'''

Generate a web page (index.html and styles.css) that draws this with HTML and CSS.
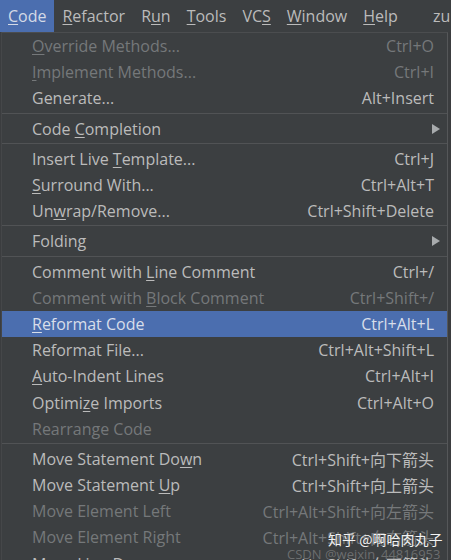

'''
'''

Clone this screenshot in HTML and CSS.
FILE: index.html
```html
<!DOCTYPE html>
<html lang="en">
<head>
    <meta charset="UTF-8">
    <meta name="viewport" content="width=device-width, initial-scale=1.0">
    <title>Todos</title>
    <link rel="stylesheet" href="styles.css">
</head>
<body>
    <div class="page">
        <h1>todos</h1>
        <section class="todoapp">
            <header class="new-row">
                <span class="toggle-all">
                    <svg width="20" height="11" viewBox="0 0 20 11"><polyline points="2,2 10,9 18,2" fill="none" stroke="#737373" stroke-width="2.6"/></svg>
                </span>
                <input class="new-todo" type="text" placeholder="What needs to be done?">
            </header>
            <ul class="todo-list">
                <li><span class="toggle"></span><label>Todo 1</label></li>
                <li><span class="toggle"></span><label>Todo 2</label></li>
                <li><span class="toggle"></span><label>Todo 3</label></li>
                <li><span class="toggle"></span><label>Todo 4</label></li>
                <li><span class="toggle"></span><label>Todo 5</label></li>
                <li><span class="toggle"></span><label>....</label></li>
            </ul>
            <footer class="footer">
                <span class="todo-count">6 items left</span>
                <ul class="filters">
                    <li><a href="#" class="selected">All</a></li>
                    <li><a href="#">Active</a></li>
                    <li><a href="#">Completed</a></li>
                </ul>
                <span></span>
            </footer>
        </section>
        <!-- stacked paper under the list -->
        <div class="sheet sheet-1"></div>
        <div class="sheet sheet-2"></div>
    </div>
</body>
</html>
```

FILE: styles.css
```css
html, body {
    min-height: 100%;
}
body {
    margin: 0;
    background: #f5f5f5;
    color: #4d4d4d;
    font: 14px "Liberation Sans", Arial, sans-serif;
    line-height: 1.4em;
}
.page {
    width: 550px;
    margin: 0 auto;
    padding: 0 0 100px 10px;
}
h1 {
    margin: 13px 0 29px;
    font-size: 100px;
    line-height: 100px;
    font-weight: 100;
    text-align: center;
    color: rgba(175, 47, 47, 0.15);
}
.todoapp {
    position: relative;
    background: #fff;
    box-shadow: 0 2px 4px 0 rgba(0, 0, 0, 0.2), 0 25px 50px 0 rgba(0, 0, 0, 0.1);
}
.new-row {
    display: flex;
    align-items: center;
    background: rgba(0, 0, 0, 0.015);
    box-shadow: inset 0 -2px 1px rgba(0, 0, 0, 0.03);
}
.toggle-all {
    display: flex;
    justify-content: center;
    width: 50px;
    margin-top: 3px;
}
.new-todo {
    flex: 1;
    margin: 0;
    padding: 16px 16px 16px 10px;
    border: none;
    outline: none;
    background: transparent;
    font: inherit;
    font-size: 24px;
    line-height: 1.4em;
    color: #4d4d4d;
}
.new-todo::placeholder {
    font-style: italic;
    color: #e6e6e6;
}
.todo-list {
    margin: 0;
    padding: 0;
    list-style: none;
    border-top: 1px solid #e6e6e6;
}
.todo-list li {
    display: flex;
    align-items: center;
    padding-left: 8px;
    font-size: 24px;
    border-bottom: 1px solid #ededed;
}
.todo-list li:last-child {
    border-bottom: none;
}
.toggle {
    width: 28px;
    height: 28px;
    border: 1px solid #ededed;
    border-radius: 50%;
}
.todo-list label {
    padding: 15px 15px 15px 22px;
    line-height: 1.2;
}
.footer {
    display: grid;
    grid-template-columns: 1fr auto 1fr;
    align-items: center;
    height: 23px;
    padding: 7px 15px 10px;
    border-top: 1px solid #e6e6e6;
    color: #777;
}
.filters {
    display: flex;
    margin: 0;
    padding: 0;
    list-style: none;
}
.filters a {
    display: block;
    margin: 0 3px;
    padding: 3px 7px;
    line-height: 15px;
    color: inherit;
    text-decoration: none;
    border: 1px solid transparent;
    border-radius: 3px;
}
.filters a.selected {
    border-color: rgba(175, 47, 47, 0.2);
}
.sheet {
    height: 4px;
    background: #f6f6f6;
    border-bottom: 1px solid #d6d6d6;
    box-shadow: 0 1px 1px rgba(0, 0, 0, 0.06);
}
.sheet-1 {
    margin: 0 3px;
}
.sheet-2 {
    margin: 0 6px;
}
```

'''

Copy each line of the listing that contains the string "this".

Generate a web page (index.html and styles.css) that draws this with HTML and CSS.
Clone this screenshot in HTML and CSS.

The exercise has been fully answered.